Show me the solution

R

line_widths <- c(1, 0.75, 0.5, 0.25)

R

ggplot(data = lines_Delft_selection) +
  geom_sf(aes(color = highway, linewidth = highway)) +
  scale_color_manual(values = road_colors) +
  scale_linewidth_manual(values = line_widths) +
  labs(color = "Road Type",
       linewidth = "Road Type",
       title = "Mobility Network of Delft",
       subtitle = "Main Roads & Cycleways") +
  coord_sf(datum = st_crs(28992))

Challenge: Plot lines by attributes

Create a plot that emphasizes only roads where bicycles are allowed. To emphasize this, make the lines where bicycles are not allowed THINNER than the roads where bicycles are allowed. Be sure to add a title and legend to your map. You might consider a color palette that has all bike-friendly roads displayed in a bright color. All other lines can be black.

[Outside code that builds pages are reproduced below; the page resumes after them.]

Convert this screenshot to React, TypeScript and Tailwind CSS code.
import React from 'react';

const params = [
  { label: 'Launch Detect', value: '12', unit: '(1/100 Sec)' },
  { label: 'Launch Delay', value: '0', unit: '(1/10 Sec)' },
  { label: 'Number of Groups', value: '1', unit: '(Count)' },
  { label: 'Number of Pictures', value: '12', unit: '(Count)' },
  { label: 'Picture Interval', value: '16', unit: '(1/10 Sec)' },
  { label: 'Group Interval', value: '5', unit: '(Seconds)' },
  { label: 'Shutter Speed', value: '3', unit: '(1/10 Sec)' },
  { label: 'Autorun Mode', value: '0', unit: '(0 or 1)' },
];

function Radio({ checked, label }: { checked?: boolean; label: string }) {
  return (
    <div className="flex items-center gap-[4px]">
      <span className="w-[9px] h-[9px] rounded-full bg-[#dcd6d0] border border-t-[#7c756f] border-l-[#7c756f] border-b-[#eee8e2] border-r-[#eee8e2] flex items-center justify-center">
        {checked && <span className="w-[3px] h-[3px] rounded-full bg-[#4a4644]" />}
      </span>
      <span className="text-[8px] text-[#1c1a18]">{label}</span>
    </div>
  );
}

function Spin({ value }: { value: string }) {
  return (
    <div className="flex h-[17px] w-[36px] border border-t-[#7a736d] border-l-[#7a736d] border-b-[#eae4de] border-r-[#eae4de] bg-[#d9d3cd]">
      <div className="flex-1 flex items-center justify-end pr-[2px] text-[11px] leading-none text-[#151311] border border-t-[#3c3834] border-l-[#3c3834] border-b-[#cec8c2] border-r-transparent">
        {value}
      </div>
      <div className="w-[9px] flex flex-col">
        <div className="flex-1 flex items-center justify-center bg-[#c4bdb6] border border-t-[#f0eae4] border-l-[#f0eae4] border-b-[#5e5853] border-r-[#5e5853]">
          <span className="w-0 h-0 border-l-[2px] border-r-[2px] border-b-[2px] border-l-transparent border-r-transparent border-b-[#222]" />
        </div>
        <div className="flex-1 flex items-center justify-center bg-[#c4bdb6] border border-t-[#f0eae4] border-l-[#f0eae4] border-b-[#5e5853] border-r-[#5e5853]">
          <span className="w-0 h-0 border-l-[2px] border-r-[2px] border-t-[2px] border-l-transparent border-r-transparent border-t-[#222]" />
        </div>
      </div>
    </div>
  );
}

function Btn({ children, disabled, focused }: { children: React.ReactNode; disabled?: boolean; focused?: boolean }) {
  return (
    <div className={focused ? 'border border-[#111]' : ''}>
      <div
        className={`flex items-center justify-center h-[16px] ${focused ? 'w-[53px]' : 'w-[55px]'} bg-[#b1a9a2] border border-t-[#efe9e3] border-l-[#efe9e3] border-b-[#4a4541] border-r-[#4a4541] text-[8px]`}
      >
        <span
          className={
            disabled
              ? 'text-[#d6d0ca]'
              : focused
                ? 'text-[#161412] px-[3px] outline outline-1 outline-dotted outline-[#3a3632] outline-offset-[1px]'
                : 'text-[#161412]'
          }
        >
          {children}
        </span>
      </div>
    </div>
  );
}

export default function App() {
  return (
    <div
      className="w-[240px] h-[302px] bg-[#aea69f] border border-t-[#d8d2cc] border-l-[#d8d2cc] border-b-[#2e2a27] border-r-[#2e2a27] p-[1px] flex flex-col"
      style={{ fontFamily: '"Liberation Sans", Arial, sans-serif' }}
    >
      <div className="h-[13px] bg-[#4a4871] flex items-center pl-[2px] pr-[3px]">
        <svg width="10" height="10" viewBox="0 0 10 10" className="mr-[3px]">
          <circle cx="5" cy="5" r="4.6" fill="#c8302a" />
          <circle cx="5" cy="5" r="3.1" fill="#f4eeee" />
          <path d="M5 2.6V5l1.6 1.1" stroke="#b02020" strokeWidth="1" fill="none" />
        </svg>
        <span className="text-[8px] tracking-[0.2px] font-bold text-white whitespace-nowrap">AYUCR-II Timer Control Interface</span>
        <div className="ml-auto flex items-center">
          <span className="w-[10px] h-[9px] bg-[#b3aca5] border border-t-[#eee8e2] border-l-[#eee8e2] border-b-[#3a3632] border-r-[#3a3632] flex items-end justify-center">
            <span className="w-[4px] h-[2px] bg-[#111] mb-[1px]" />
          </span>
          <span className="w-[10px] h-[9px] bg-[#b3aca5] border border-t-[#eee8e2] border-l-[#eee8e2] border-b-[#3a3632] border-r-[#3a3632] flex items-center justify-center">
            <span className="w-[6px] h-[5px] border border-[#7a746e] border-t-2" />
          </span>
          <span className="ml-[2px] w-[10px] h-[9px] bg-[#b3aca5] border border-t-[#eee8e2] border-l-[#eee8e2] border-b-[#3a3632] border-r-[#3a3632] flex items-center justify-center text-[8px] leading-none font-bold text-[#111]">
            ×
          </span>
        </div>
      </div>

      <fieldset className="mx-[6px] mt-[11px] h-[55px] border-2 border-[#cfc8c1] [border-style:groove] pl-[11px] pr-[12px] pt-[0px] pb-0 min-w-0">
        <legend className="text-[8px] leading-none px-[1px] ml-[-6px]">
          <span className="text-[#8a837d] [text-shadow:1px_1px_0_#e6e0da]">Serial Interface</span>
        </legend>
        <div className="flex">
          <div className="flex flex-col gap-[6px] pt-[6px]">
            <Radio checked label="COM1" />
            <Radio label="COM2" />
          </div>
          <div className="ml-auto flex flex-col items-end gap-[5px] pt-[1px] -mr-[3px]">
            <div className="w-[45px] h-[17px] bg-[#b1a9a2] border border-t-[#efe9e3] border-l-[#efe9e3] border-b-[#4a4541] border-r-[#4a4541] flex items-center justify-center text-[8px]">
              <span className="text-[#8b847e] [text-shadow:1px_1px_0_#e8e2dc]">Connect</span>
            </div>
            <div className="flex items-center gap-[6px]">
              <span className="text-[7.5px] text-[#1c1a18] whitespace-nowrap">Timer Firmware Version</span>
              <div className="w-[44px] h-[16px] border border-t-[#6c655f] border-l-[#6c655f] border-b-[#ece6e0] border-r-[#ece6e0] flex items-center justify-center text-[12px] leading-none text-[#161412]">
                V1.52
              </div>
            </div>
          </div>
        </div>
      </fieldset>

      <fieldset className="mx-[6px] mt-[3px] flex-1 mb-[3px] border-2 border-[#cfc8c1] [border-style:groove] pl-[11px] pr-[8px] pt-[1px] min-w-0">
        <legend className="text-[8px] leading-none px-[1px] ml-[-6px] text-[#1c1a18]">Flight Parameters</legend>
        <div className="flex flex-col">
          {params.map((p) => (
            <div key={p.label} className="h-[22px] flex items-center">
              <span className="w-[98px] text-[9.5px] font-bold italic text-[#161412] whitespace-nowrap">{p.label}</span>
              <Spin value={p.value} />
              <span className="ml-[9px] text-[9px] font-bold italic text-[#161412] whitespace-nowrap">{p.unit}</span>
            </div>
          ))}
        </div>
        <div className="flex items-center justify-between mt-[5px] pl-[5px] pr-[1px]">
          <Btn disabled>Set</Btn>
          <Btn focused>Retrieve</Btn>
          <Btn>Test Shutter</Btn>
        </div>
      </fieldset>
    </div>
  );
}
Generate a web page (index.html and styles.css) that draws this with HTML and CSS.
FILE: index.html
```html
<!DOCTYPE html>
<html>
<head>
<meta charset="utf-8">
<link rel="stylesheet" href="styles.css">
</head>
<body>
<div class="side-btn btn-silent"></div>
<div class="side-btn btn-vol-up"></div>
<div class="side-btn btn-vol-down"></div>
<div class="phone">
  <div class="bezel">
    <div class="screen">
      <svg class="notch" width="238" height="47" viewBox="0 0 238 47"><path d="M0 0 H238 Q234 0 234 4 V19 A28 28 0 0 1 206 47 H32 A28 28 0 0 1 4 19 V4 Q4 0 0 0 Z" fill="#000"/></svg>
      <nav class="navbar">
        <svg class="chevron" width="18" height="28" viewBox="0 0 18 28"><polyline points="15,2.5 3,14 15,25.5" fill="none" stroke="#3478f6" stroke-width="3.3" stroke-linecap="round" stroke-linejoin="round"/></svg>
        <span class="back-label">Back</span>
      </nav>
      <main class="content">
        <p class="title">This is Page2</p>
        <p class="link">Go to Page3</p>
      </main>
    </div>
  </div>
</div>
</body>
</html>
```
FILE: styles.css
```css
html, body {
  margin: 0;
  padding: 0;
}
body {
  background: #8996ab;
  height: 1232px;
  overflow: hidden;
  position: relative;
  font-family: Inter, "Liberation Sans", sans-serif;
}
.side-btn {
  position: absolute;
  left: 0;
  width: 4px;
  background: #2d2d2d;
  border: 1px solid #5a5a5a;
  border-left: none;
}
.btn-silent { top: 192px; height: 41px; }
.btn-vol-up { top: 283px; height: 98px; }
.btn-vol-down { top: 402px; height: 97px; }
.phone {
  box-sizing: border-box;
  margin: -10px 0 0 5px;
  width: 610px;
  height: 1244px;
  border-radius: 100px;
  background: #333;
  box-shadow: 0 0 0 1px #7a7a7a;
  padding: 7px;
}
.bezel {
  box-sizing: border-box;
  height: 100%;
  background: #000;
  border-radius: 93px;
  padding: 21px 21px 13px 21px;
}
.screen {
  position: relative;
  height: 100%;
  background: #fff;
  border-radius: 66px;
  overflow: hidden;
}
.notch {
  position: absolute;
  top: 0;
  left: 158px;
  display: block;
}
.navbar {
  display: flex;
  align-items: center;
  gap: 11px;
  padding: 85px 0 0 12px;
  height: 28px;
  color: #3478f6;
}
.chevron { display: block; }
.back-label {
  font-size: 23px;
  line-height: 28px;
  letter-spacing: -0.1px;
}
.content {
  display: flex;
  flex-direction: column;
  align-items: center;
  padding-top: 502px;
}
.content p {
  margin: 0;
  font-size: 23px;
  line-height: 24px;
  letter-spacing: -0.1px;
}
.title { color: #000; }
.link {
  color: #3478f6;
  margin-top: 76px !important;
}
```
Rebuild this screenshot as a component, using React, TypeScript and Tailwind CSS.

Tip: geom_sf() can be called multiple times for multi-layer maps.

Show me the solution

R

class(lines_Delft_selection$highway)

OUTPUT

[1] "factor"

R

levels(factor(lines_Delft$highway))

OUTPUT

 [1] "bridleway"      "busway"         "construction"   "cycleway"
 [5] "footway"        "living_street"  "motorway"       "motorway_link"
 [9] "path"           "pedestrian"     "platform"       "primary"
[13] "primary_link"   "proposed"       "residential"    "secondary"
[17] "secondary_link" "service"        "services"       "steps"
[21] "tertiary"       "tertiary_link"  "track"          "trunk"
[25] "trunk_link"     "unclassified"  

R

# First, create a data frame with only roads where bicycles 
# are allowed
lines_Delft_bicycle <- lines_Delft %>%
  filter(highway == "cycleway")

# Next, visualise it using ggplot
ggplot(data = lines_Delft) +
  geom_sf() +
  geom_sf(
    data = lines_Delft_bicycle,
    aes(color = highway),
    linewidth = 1
  ) +
  scale_color_manual(values = "magenta") +
  labs(
    title = "Mobility network in Delft",
    subtitle = "Roads dedicated to Bikes"
  ) +
  coord_sf(datum = st_crs(28992))

Key Points

• Spatial objects in sf are similar to standard data frames and can be manipulated using the same functions.

• Almost any feature of a plot can be customized using the various functions and options in the ggplot2 package.